Adding the .forgejo/workflows/demo.yaml file to the test repository:

on: [push]
jobs:
  test:
    runs-on: docker
    steps:
      - run: echo All Good

Will send a job request to the Forgejo runner that will display logs such as:

...
INFO[2023-05-28T18:54:53+02:00] task 29 repo is earl-warren/test https://code.forgejo.org https://next.forgejo.org
...
[/test] [DEBUG] Working directory '/workspace/earl-warren/test'
| All Good
[/test]   ✅  Success - Main echo All Good

It will also show a similar output in the Actions tab of the repository.

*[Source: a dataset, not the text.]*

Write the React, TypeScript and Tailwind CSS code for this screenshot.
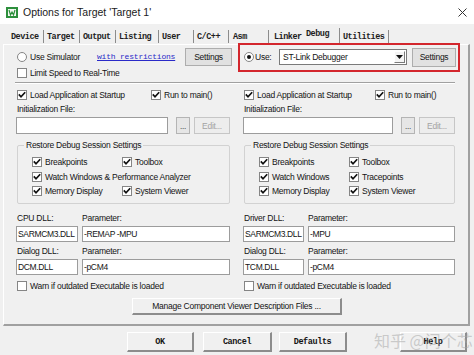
import React from "react";

function Check({ checked = false }: { checked?: boolean }) {
  return (
    <span className="w-[10px] h-[10px] shrink-0 bg-white border border-[#858585] flex items-center justify-center">
      {checked && (
        <svg width="8" height="8" viewBox="0 0 8 8">
          <path d="M0.8 3.4 L3 5.8 L7.2 1.2" stroke="#111" strokeWidth="1.7" fill="none" />
        </svg>
      )}
    </span>
  );
}

function Radio({ checked = false }: { checked?: boolean }) {
  return (
    <span className="w-[10px] h-[10px] shrink-0 rounded-full bg-white border border-[#858585] flex items-center justify-center">
      {checked && <span className="w-[4px] h-[4px] rounded-full bg-[#111]" />}
    </span>
  );
}

function CheckItem({ checked = true, label, w }: { checked?: boolean; label: string; w?: string }) {
  return (
    <div className={`flex items-center h-[10px] gap-[3px] whitespace-nowrap ${w ?? ""}`}>
      <Check checked={checked} />
      <span>{label}</span>
    </div>
  );
}

function Input({ text, className }: { text: string; className: string }) {
  return (
    <div className={`h-[16px] bg-white border border-[#9c9c9c] flex items-center pl-[1px] whitespace-nowrap overflow-hidden tracking-[-0.35px] ${className}`}>
      {text}
    </div>
  );
}

type Cfg = {
  side: "left" | "right";
  runW: string;
  labelW: string;
  dllW: string;
  pr: string;
  groupMr: string;
  dllLabel: string;
  dllVal: string;
  dllParam: string;
  dlgVal: string;
};

function Column({ c }: { c: Cfg }) {
  const left = c.side === "left";
  return (
    <div className="flex flex-col">
      {/* row 1 */}
      {left ? (
        <div className="h-[18px] flex items-center">
          <span className="ml-[1px]">
            <Radio />
          </span>
          <span className="ml-[3px] w-[67px] whitespace-nowrap">Use Simulator</span>
          <span className="font-['Liberation_Mono',monospace] text-[8px] tracking-[-0.2px] text-[#2a2ac8] underline whitespace-nowrap">
            with restrictions
          </span>
          <div className="ml-auto w-[47px] h-[18px] bg-[#e1e1e1] border border-[#adadad] flex items-center justify-center">
            Settings
          </div>
        </div>
      ) : (
        <div className="h-[18px] flex items-center relative">
          <div className="absolute left-[-5px] top-[-5px] w-[222px] h-[29px] border-2 border-[#d3262d]" />
          <span className="ml-[1px]">
            <Radio checked />
          </span>
          <span className="ml-[1px] w-[24px]">Use:</span>
          <div className="w-[128px] h-[16px] bg-white border border-[#7a7a7a] flex items-center pl-[3px] whitespace-nowrap">
            <span>ST-Link Debugger</span>
            <span className="ml-auto mr-[1px] w-[11px] h-[12px] bg-[#f4f4f4] border-t border-l border-white border-r border-b border-r-[#7a7a7a] border-b-[#7a7a7a] flex items-center justify-center">
              <svg width="7" height="4" viewBox="0 0 7 4">
                <path d="M0 0 H7 L3.5 4 Z" fill="#111" />
              </svg>
            </span>
          </div>
          <div className="ml-auto w-[44px] h-[19px] bg-[#e1e1e1] border border-[#adadad] flex items-center justify-center">
            Settings
          </div>
        </div>
      )}
      {/* row 2 */}
      <div className="mt-[2px] h-[10px] flex items-center ml-[1px]">
        {left && <CheckItem checked={false} label="Limit Speed to Real-Time" />}
      </div>
      {/* separator */}
      <div className={`mt-[4px] h-[2px] border-t border-t-[#a0a0a0] border-b border-b-white ${left ? "mr-[-11px] ml-[-1px]" : "mr-[1px]"}`} />
      {/* load app */}
      <div className="mt-[6px] h-[10px] flex items-center ml-[1px]">
        <CheckItem label="Load Application at Startup" w={c.runW} />
        <CheckItem label="Run to main()" />
      </div>
      <div className="mt-[4px] h-[10px] flex items-center ml-[1px] whitespace-nowrap">Initialization File:</div>
      <div className={`mt-[3px] h-[17px] flex items-start ${c.pr}`}>
        <div className="flex-1 h-[17px] bg-white border border-[#9c9c9c]" />
        <div className="ml-[8px] w-[14px] h-[17px] bg-[#e6e6e6] border border-[#b4b4b4] flex items-end justify-center pb-[2px] text-[8px] leading-[8px]">
          ...
        </div>
        <div className="ml-[4px] w-[36px] h-[17px] bg-[#ededed] border border-[#c6c6c6] flex items-center justify-center text-[#a3a3a3]">
          Edit...
        </div>
      </div>
      {/* group */}
      <div className={`relative mt-[11px] ml-[1px] ${c.groupMr} h-[59px] border border-[#d2d2d2] rounded-[2px]`}>
        <span className="absolute left-[6px] top-[-6px] bg-[#f0f0f0] px-[2px] leading-[10px] whitespace-nowrap">
          Restore Debug Session Settings
        </span>
        <div className="pl-[14px] pt-[11px] flex flex-col">
          <div className="flex h-[10px]">
            <CheckItem label="Breakpoints" w="w-[90px]" />
            <CheckItem label="Toolbox" />
          </div>
          <div className="flex h-[10px] mt-[5px]">
            {left ? (
              <CheckItem label="Watch Windows & Performance Analyzer" />
            ) : (
              <>
                <CheckItem label="Watch Windows" w="w-[90px]" />
                <CheckItem label="Tracepoints" />
              </>
            )}
          </div>
          <div className="flex h-[10px] mt-[4px]">
            <CheckItem label="Memory Display" w="w-[90px]" />
            <CheckItem label="System Viewer" />
          </div>
        </div>
      </div>
      {/* dll */}
      <div className="mt-[9px] h-[10px] flex items-center whitespace-nowrap">
        <span className={`ml-[1px] ${c.labelW}`}>{c.dllLabel}</span>
        <span>Parameter:</span>
      </div>
      <div className={`mt-[3px] flex ${c.pr}`}>
        <Input text={c.dllVal} className={c.dllW} />
        <Input text={c.dllParam} className="ml-[4px] flex-1" />
      </div>
      <div className="mt-[4px] h-[10px] flex items-center whitespace-nowrap">
        <span className={`ml-[1px] ${c.labelW}`}>Dialog DLL:</span>
        <span>Parameter:</span>
      </div>
      <div className={`mt-[3px] flex ${c.pr}`}>
        <Input text={c.dlgVal} className={c.dllW} />
        <Input text="-pCM4" className="ml-[4px] flex-1" />
      </div>
      <div className="mt-[6px] h-[10px] flex items-center ml-[1px]">
        <CheckItem checked={false} label="Warn if outdated Executable is loaded" />
      </div>
    </div>
  );
}

const btn3d =
  "h-[20px] bg-[#f0f0f0] border-t border-l border-white border-r-2 border-b-2 border-r-[#8c8c8c] border-b-[#8c8c8c] flex items-center justify-center font-['Liberation_Mono',monospace] font-bold text-[8.5px] tracking-[-0.4px]";

const tabs: { label: string; cls: string }[] = [
  { label: "Device", cls: "w-[40px] pl-[7px] border-r" },
  { label: "Target", cls: "w-[36px] pl-[3px] border-r" },
  { label: "Output", cls: "w-[36px] pl-[3px] border-r" },
  { label: "Listing", cls: "w-[43px] pl-[3px] border-r" },
  { label: "User", cls: "w-[35px] pl-[3px] border-r" },
  { label: "C/C++", cls: "w-[35px] pl-[3px] border-r" },
  { label: "Asm", cls: "w-[40px] pl-[4px] border-r" },
  { label: "Linker", cls: "w-[31px] pl-[5px]" },
];

export default function App() {
  return (
    <div className="w-[474px] h-[355px] bg-[#f0f0f0] relative overflow-hidden font-['Liberation_Sans',Arial,sans-serif] text-[8.5px] leading-[10px] tracking-[-0.25px] text-[#141414]">
      {/* title bar */}
      <div className="h-[24px] bg-white flex items-center pl-[6px] pr-[7px] tracking-normal">
        <svg width="12" height="11" viewBox="0 0 12 11">
          <rect x="0" y="0" width="12" height="11" fill="#2d8f3c" />
          <rect x="2" y="2" width="8" height="7" fill="#f4f8f2" />
          <path d="M3 3 L4.5 8 L6 5 L7.5 8 L9 3" stroke="#2d8f3c" strokeWidth="1.2" fill="none" />
        </svg>
        <span className="ml-[5px] text-[10.5px] leading-[12px] text-[#1a1a1a] whitespace-nowrap">
          Options for Target 'Target 1'
        </span>
        <svg className="ml-auto" width="9" height="9" viewBox="0 0 9 9">
          <path d="M0.5 0.5 L8.5 8.5 M8.5 0.5 L0.5 8.5" stroke="#333" strokeWidth="1" />
        </svg>
      </div>
      {/* tabs */}
      <div className="h-[20px] flex items-end pl-[4px] font-['Liberation_Mono',monospace] font-bold text-[8.5px] tracking-[-0.5px] text-[#1e1e1e]">
        {tabs.map((t) => (
          <div
            key={t.label}
            className={`h-[13px] mb-[1px] shrink-0 flex items-center whitespace-nowrap border-[#8c8c8c] ${t.cls}`}
          >
            {t.label}
          </div>
        ))}
        <div className="w-[40px] h-[16px] pl-[6px] pb-[4px] shrink-0 flex items-center border-r border-[#8c8c8c]">
          Debug
        </div>
        <div className="w-[49px] h-[13px] mb-[1px] pl-[3px] shrink-0 flex items-center border-r border-[#8c8c8c]">
          Utilities
        </div>
      </div>
      {/* panel */}
      <div className="ml-[3px] w-[467px] border-t border-t-white border-l border-l-white border-r-2 border-r-[#a0a0a0] border-b-2 border-b-[#a0a0a0] pt-[3px] pb-[9px] pl-[12px]">
        <div className="grid grid-cols-[216px_213px] gap-x-[11px]">
          <Column
            c={{
              side: "left",
              runW: "w-[134px]",
              labelW: "w-[65px]",
              dllW: "w-[62px]",
              pr: "pr-[2px]",
              groupMr: "mr-[2px]",
              dllLabel: "CPU DLL:",
              dllVal: "SARMCM3.DLL",
              dllParam: "-REMAP -MPU",
              dlgVal: "DCM.DLL",
            }}
          />
          <Column
            c={{
              side: "right",
              runW: "w-[131px]",
              labelW: "w-[64px]",
              dllW: "w-[61px]",
              pr: "pr-[1px]",
              groupMr: "mr-[1px]",
              dllLabel: "Driver DLL:",
              dllVal: "SARMCM3.DLL",
              dllParam: "-MPU",
              dlgVal: "TCM.DLL",
            }}
          />
        </div>
        <div className="mt-[7px] ml-[116px] w-[210px] h-[17px] bg-[#f0f0f0] border-t border-l border-white border-r-2 border-b-2 border-r-[#8c8c8c] border-b-[#8c8c8c] flex items-center justify-center whitespace-nowrap">
          Manage Component Viewer Description Files ...
        </div>
      </div>
      {/* bottom buttons */}
      <div className="mt-[6px] flex">
        <div className={`ml-[127px] w-[67px] ${btn3d}`}>OK</div>
        <div className={`ml-[9px] w-[69px] ${btn3d}`}>Cancel</div>
        <div className={`ml-[7px] w-[68px] ${btn3d}`}>Defaults</div>
        <div className={`ml-[53px] w-[67px] ${btn3d}`}>Help</div>
      </div>
      {/* watermark */}
      <div className="absolute left-[374px] top-[331px] text-[16px] leading-[18px] tracking-normal font-['Noto_Sans_CJK_SC',sans-serif] text-[#a8a8a8]/55 whitespace-nowrap pointer-events-none">
        知乎 @问个芯
      </div>
    </div>
  );
}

If no Forgejo runner is available, Forgejo will wait for one to connect and submit the job as soon as it is available.

Labels and runs-on

The workflows / tasks defined in the files found in .forgejo/workflows must specify the environment they need to run with runs-on. Each Forgejo runner declares with labels which one they support so Forgejo sends them tasks accordingly. For instance if a job within a workflow has:

runs-on: docker

it will be submitted to a runner that registered with a docker label (for instance with --labels docker:docker://node:16-bullseye).

  • Docker or Podman: If runs-on is matched to a label that contains docker://, the rest of it is interpreted as the default container image to use if no other is specified. The runner will execute all the steps, as root, within a container created from that image.
  • LXC: If runs-on is self-hosted, the runner will execute all the steps, as root, within a Debian GNU/Linux bullseye LXC container.

Packaging

NixOS

The forgejo-actions-runner recipe is released in NixOS.

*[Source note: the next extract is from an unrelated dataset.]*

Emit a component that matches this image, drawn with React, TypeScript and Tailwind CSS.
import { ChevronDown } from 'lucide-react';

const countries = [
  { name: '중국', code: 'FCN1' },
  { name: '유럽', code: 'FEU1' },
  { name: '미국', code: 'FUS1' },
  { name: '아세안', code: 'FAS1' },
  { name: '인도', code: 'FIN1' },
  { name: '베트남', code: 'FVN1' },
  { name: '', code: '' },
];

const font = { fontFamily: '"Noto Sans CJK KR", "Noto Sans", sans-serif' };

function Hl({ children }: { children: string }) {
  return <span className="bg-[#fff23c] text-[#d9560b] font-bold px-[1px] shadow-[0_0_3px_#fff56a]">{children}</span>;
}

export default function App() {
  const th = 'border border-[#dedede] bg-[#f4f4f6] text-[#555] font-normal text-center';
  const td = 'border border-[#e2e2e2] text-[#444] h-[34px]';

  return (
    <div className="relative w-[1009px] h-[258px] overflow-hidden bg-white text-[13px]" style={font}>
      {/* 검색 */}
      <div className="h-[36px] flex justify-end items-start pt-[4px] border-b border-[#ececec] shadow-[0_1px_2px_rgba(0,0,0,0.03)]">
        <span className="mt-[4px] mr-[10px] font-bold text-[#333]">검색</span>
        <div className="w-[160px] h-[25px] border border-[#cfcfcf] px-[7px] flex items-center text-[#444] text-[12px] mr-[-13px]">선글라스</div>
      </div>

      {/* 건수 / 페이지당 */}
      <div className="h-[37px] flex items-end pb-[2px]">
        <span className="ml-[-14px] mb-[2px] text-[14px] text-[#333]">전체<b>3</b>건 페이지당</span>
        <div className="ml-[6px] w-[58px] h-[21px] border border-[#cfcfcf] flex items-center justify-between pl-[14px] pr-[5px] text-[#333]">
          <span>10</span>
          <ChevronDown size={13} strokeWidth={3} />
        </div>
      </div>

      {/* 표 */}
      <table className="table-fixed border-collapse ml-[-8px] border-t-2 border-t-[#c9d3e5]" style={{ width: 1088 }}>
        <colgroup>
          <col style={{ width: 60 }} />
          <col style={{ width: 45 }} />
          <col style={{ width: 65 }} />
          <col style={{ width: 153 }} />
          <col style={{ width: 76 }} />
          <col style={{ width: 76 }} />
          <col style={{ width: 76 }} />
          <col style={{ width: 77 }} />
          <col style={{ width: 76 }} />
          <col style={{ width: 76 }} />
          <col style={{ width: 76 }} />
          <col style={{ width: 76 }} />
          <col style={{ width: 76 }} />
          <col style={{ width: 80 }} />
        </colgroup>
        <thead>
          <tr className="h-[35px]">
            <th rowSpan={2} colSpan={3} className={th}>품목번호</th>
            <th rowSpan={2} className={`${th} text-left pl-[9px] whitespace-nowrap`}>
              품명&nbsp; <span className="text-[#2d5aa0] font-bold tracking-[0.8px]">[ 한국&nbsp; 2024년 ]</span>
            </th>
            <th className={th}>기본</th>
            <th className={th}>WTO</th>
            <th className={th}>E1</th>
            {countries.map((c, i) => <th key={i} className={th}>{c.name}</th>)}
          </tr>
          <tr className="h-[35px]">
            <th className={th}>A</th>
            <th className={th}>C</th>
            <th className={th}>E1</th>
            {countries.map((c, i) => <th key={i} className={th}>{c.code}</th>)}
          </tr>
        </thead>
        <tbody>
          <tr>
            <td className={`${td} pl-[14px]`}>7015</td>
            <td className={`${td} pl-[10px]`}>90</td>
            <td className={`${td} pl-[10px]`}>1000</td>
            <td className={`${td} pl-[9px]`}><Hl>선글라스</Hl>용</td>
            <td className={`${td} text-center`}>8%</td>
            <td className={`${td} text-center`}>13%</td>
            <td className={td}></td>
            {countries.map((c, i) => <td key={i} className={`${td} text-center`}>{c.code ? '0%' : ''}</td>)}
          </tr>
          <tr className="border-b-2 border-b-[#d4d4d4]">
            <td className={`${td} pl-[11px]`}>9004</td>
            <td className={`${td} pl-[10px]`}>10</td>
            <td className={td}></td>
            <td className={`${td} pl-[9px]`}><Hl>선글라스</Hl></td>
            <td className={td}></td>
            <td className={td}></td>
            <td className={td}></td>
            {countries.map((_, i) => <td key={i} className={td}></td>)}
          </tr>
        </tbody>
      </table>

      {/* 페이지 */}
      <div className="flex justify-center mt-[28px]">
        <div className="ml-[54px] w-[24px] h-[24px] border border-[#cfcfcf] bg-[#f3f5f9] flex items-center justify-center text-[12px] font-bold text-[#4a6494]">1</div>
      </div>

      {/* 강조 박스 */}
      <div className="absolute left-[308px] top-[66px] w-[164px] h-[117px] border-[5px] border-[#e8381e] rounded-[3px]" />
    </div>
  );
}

Please note that the services.forgejo-actions-runner.instances.<name>.labels key may be set to [] (an empty list) to use the packaged Forgejo instance list. One of virtualisation.docker.enable or virtualisation.podman.enable will need to be set. The default Forgejo image list is populated with docker images.

Other runners

It is possible to use other runners instead of Forgejo runner. As long as they can connect to a Forgejo instance using the same protocol, they will be given tasks to run.